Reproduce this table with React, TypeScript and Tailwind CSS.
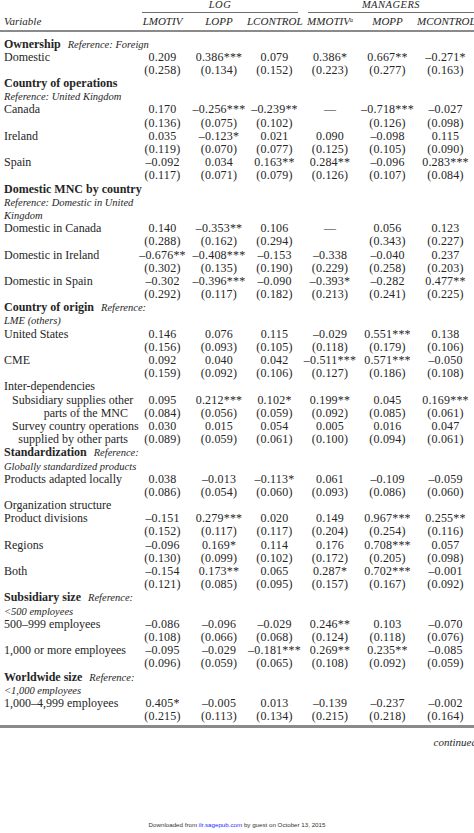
import React from "react";

const GRID = "grid grid-cols-[134px_57px_56px_55px_56px_59px_57px]";

type V = string[];

function DataRow({ label, vals, labelCls = "" }: { label: React.ReactNode; vals?: V; labelCls?: string }) {
  return (
    <div className={`${GRID} h-[13.2px] leading-[13.2px]`}>
      <div className={`whitespace-nowrap pl-[4px] ${labelCls}`}>{label}</div>
      {(vals ?? ["", "", "", "", "", ""]).map((v, i) => (
        <div key={i} className="whitespace-nowrap text-center tracking-[0.2px]">
          {v}
        </div>
      ))}
    </div>
  );
}

function Pair({ label, a, b, label2, l2Cls = "" }: { label: React.ReactNode; a: V; b: V; label2?: React.ReactNode; l2Cls?: string }) {
  return (
    <>
      <DataRow label={label} vals={a} />
      <DataRow label={label2 ?? ""} vals={b} labelCls={l2Cls} />
    </>
  );
}

function Ref({ children }: { children: React.ReactNode }) {
  return <span className="italic text-[10.5px] ml-[7px]">{children}</span>;
}

export default function App() {
  return (
    <div
      className="w-[474px] h-[833px] overflow-hidden bg-white text-[#262626] text-[12px]"
      style={{ fontFamily: '"Liberation Serif", "Times New Roman", serif' }}
    >
      {/* top group headings */}
      <div className={`${GRID} h-[10px] leading-[9px] italic text-[10.5px] tracking-[0.5px]`}>
        <div />
        <div className="col-span-3 text-center pl-[4px]">LOG</div>
        <div className="col-span-3 text-center pl-[6px]">MANAGERS</div>
      </div>
      <div className={`${GRID} mt-[2px] h-[2px]`}>
        <div />
        <div className="col-span-3 ml-[8px] mr-[4px] border-t-[1.5px] border-[#6f6f6f]" />
        <div className="col-span-3 ml-[6px] border-t-[1.5px] border-[#6f6f6f]" />
      </div>
      <div className={`${GRID} mt-[0.5px] h-[13px] leading-[13px] italic text-[11px]`}>
        <div className="pl-[4px]">Variable</div>
        <div className="text-center">LMOTIV</div>
        <div className="text-center">LOPP</div>
        <div className="text-center whitespace-nowrap">LCONTROL</div>
        <div className="text-center whitespace-nowrap">
          MMOTIV<sup className="text-[6px]">a</sup>
        </div>
        <div className="text-center">MOPP</div>
        <div className="text-center whitespace-nowrap">MCONTROL</div>
      </div>
      <div className="mt-[2px] h-[2px] bg-[#8a8a8a]" />

      <div className="mt-[6px]">
        <DataRow label={<><span className="font-bold">Ownership</span><Ref>Reference: Foreign</Ref></>} />
        <Pair
          label="Domestic"
          a={["0.209", "0.386***", "0.079", "0.386*", "0.667**", "–0.271*"]}
          b={["(0.258)", "(0.134)", "(0.152)", "(0.223)", "(0.277)", "(0.163)"]}
        />
        <DataRow label={<span className="font-bold">Country of operations</span>} />
        <DataRow label={<span className="italic text-[10.5px]">Reference: United Kingdom</span>} />
        <Pair
          label="Canada"
          a={["0.170", "–0.256***", "–0.239**", "—", "–0.718***", "–0.027"]}
          b={["(0.136)", "(0.075)", "(0.102)", "", "(0.126)", "(0.098)"]}
        />
        <Pair
          label="Ireland"
          a={["0.035", "–0.123*", "0.021", "0.090", "–0.098", "0.115"]}
          b={["(0.119)", "(0.070)", "(0.077)", "(0.125)", "(0.105)", "(0.090)"]}
        />
        <Pair
          label="Spain"
          a={["–0.092", "0.034", "0.163**", "0.284**", "–0.096", "0.283***"]}
          b={["(0.117)", "(0.071)", "(0.079)", "(0.126)", "(0.107)", "(0.084)"]}
        />
        <DataRow label={<span className="font-bold">Domestic MNC by country</span>} />
        <DataRow label={<span className="italic text-[10.5px]">Reference: Domestic in United</span>} />
        <DataRow label={<span className="italic text-[10.5px]">Kingdom</span>} />
        <Pair
          label="Domestic in Canada"
          a={["0.140", "–0.353**", "0.106", "—", "0.056", "0.123"]}
          b={["(0.288)", "(0.162)", "(0.294)", "", "(0.343)", "(0.227)"]}
        />
        <Pair
          label="Domestic in Ireland"
          a={["–0.676**", "–0.408***", "–0.153", "–0.338", "–0.040", "0.237"]}
          b={["(0.302)", "(0.135)", "(0.190)", "(0.229)", "(0.258)", "(0.203)"]}
        />
        <Pair
          label="Domestic in Spain"
          a={["–0.302", "–0.396***", "–0.090", "–0.393*", "–0.282", "0.477**"]}
          b={["(0.292)", "(0.117)", "(0.182)", "(0.213)", "(0.241)", "(0.225)"]}
        />
        <DataRow label={<><span className="font-bold">Country of origin</span><Ref>Reference:</Ref></>} />
        <DataRow label={<span className="italic text-[10.5px]">LME (others)</span>} />
        <Pair
          label="United States"
          a={["0.146", "0.076", "0.115", "–0.029", "0.551***", "0.138"]}
          b={["(0.156)", "(0.093)", "(0.105)", "(0.118)", "(0.179)", "(0.106)"]}
        />
        <Pair
          label="CME"
          a={["0.092", "0.040", "0.042", "–0.511***", "0.571***", "–0.050"]}
          b={["(0.159)", "(0.092)", "(0.106)", "(0.127)", "(0.186)", "(0.108)"]}
        />
        <DataRow label="Inter-dependencies" />
        <Pair
          label={<span className="pl-[8px]">Subsidiary supplies other</span>}
          a={["0.095", "0.212***", "0.102*", "0.199**", "0.045", "0.169***"]}
          b={["(0.084)", "(0.056)", "(0.059)", "(0.092)", "(0.085)", "(0.061)"]}
          label2="parts of the MNC"
          l2Cls="text-right pr-[6px]"
        />
        <Pair
          label={<span className="pl-[8px]">Survey country operations</span>}
          a={["0.030", "0.015", "0.054", "0.005", "0.016", "0.047"]}
          b={["(0.089)", "(0.059)", "(0.061)", "(0.100)", "(0.094)", "(0.061)"]}
          label2="supplied by other parts"
          l2Cls="text-right pr-[6px]"
        />
        <DataRow label={<><span className="font-bold">Standardization</span><Ref>Reference:</Ref></>} />
        <DataRow label={<span className="italic text-[10.5px]">Globally standardized products</span>} />
        <Pair
          label="Products adapted locally"
          a={["0.038", "–0.013", "–0.113*", "0.061", "–0.109", "–0.059"]}
          b={["(0.086)", "(0.054)", "(0.060)", "(0.093)", "(0.086)", "(0.060)"]}
        />
        <DataRow label="Organization structure" />
        <Pair
          label="Product divisions"
          a={["–0.151", "0.279***", "0.020", "0.149", "0.967***", "0.255**"]}
          b={["(0.152)", "(0.117)", "(0.117)", "(0.204)", "(0.254)", "(0.116)"]}
        />
        <Pair
          label="Regions"
          a={["–0.096", "0.169*", "0.114", "0.176", "0.708***", "0.057"]}
          b={["(0.130)", "(0.099)", "(0.102)", "(0.172)", "(0.205)", "(0.098)"]}
        />
        <Pair
          label="Both"
          a={["–0.154", "0.173**", "0.065", "0.287*", "0.702***", "–0.001"]}
          b={["(0.121)", "(0.085)", "(0.095)", "(0.157)", "(0.167)", "(0.092)"]}
        />
        <DataRow label={<><span className="font-bold">Subsidiary size</span><Ref>Reference:</Ref></>} />
        <DataRow label={<span className="italic text-[10.5px]">&lt;500 employees</span>} />
        <Pair
          label="500–999 employees"
          a={["–0.086", "–0.096", "–0.029", "0.246**", "0.103", "–0.070"]}
          b={["(0.108)", "(0.066)", "(0.068)", "(0.124)", "(0.118)", "(0.076)"]}
        />
        <Pair
          label="1,000 or more employees"
          a={["–0.095", "–0.029", "–0.181***", "0.269**", "0.235**", "–0.085"]}
          b={["(0.096)", "(0.059)", "(0.065)", "(0.108)", "(0.092)", "(0.059)"]}
        />
        <DataRow label={<><span className="font-bold">Worldwide size</span><Ref>Reference:</Ref></>} />
        <DataRow label={<span className="italic text-[10.5px]">&lt;1,000 employees</span>} />
        <Pair
          label="1,000–4,999 employees"
          a={["0.405*", "–0.005", "0.013", "–0.139", "–0.237", "–0.002"]}
          b={["(0.215)", "(0.113)", "(0.134)", "(0.215)", "(0.218)", "(0.164)"]}
        />
      </div>

      <div className="mt-[2px] h-[2.5px] bg-[#8a8a8a]" />

      <div className="mt-[8px] flex justify-end h-[13px] leading-[13px]">
        <span className="italic text-[11px] mr-[-3px]">continued</span>
      </div>

      <div
        className="mt-[72px] h-[8px] leading-[8px] text-center text-[6.2px] text-[#333]"
        style={{ fontFamily: '"Liberation Sans", Arial, sans-serif' }}
      >
        Downloaded from <span className="text-[#2a2aff]">ilr.sagepub.com</span> by guest on October 13, 2015
      </div>
    </div>
  );
}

__STATED TASK__. Repeat only the lines between the start of the data and the line with "type V = string[];", including those two lines, and skip the pictures.

__ANSWER TO THIS EXERCISE__.
Reproduce this table with React, TypeScript and Tailwind CSS.
import React from "react";

const GRID = "grid grid-cols-[134px_57px_56px_55px_56px_59px_57px]";

type V = string[];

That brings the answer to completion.